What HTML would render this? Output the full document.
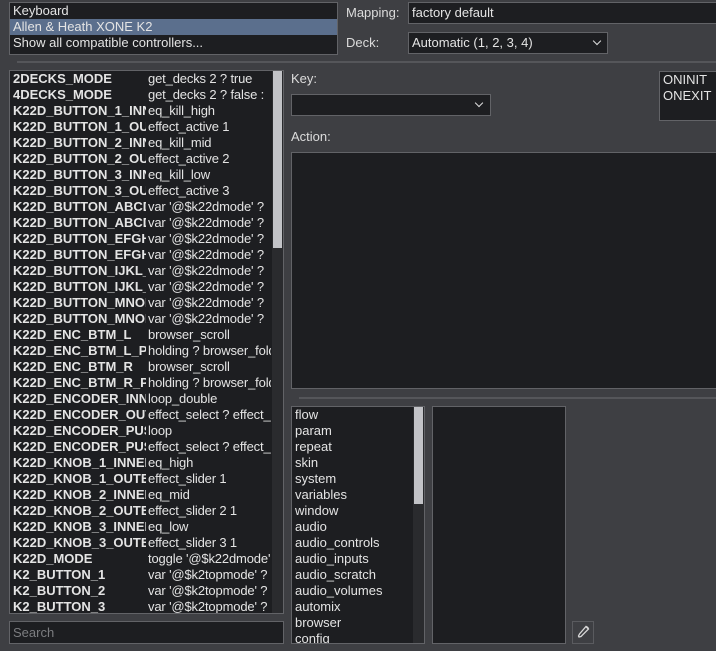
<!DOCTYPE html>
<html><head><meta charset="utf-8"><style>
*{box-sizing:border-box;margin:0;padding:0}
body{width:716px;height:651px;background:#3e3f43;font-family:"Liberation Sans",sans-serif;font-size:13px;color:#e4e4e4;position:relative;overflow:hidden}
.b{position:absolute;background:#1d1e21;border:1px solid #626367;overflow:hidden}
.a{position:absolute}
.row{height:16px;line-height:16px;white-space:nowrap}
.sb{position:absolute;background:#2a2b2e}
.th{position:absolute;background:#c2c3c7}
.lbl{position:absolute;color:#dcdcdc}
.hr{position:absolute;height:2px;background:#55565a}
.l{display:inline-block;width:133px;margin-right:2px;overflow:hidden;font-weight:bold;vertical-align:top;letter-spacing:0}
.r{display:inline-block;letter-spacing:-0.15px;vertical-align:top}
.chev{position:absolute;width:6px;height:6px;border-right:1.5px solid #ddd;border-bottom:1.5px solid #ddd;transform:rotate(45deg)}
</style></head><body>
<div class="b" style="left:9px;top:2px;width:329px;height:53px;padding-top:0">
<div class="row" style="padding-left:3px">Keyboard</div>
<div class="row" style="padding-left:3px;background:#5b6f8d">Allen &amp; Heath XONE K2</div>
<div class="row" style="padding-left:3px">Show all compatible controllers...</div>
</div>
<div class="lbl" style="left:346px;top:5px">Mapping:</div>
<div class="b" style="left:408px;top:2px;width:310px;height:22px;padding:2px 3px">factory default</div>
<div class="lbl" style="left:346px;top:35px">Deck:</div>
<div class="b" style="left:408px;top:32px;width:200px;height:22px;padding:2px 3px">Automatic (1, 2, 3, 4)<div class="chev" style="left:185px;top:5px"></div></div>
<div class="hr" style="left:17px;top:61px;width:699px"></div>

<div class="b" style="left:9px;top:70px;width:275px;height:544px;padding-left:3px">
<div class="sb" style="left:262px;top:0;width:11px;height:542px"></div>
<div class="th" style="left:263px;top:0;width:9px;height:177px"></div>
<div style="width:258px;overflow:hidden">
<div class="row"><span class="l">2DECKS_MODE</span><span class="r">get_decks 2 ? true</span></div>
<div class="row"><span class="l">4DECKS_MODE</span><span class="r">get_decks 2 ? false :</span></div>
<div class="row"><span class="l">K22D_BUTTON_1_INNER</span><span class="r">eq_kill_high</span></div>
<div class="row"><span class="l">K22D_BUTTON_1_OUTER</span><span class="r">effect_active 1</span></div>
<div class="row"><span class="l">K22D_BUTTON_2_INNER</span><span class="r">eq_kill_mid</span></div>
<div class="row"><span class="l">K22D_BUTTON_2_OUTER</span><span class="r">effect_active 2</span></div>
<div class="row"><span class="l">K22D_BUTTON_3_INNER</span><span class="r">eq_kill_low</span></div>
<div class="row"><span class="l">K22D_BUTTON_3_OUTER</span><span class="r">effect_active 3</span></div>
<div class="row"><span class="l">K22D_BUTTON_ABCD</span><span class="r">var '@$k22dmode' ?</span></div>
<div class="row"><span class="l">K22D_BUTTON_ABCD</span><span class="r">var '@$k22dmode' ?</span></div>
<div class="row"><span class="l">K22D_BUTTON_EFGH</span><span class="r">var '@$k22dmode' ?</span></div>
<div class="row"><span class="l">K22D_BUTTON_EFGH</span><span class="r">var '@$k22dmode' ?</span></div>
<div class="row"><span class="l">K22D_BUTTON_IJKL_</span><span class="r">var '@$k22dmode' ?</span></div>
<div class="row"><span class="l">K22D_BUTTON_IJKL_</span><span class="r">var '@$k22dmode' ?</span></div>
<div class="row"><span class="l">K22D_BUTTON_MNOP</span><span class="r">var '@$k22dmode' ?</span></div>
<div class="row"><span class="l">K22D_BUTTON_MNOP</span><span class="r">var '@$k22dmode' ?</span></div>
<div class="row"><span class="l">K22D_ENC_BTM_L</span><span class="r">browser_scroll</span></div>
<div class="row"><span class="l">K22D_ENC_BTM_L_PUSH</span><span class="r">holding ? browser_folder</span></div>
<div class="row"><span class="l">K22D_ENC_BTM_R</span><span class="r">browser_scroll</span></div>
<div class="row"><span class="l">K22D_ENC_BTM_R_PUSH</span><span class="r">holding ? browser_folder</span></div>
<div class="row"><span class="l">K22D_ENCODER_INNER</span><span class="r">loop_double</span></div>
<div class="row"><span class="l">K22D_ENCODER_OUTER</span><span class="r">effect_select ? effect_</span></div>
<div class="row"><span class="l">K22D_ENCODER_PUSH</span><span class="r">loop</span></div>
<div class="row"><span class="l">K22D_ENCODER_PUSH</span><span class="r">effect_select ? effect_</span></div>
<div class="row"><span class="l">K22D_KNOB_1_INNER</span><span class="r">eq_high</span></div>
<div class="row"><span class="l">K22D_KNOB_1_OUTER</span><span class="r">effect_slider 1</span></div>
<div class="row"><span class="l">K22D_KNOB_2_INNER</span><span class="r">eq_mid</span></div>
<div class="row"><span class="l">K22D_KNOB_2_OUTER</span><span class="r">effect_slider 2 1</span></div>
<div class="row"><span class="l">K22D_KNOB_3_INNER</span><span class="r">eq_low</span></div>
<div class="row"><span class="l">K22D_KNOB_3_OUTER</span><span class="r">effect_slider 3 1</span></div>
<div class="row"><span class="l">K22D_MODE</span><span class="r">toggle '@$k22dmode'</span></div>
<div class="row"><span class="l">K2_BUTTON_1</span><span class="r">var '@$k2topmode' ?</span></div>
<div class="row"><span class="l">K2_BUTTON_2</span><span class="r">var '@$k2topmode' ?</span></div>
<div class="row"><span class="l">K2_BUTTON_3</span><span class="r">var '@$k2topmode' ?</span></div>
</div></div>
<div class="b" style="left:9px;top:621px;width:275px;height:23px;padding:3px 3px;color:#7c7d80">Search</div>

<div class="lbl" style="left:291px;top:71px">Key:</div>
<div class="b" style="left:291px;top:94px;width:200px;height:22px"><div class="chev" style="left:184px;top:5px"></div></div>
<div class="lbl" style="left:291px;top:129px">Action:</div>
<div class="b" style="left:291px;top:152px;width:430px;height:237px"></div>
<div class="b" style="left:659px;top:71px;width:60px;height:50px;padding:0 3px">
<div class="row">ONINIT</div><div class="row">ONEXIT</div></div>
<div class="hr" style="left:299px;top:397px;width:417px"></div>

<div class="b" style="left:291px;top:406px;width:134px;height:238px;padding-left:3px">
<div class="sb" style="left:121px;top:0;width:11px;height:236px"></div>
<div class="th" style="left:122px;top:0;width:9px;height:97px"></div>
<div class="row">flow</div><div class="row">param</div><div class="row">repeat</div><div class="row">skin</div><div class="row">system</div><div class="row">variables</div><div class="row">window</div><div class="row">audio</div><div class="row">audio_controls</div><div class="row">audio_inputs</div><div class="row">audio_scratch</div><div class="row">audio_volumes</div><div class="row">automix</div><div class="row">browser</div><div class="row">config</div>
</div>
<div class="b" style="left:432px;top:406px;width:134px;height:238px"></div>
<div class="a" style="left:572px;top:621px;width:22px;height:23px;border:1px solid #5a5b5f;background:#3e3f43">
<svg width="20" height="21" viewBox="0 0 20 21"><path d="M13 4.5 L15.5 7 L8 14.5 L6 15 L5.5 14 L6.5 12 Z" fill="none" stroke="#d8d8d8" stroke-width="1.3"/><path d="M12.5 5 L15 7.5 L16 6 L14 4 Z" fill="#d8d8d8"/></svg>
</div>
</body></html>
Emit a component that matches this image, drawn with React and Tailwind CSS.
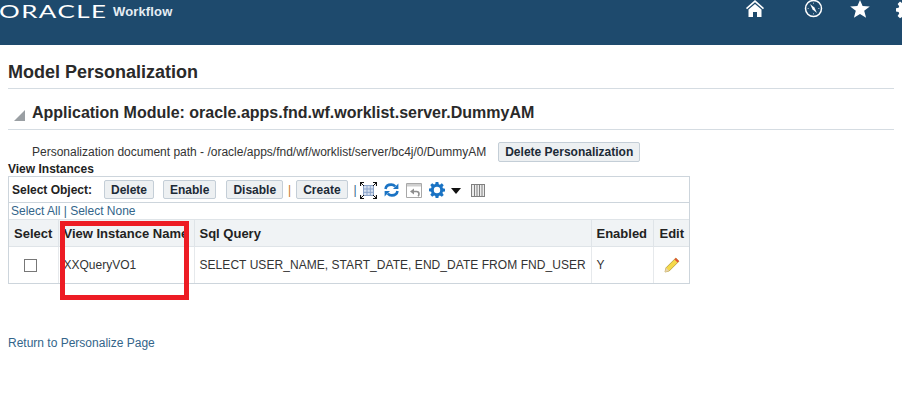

******

Of the lines in the listing, how many hold the word "this"? Nothing but the number is needed.

2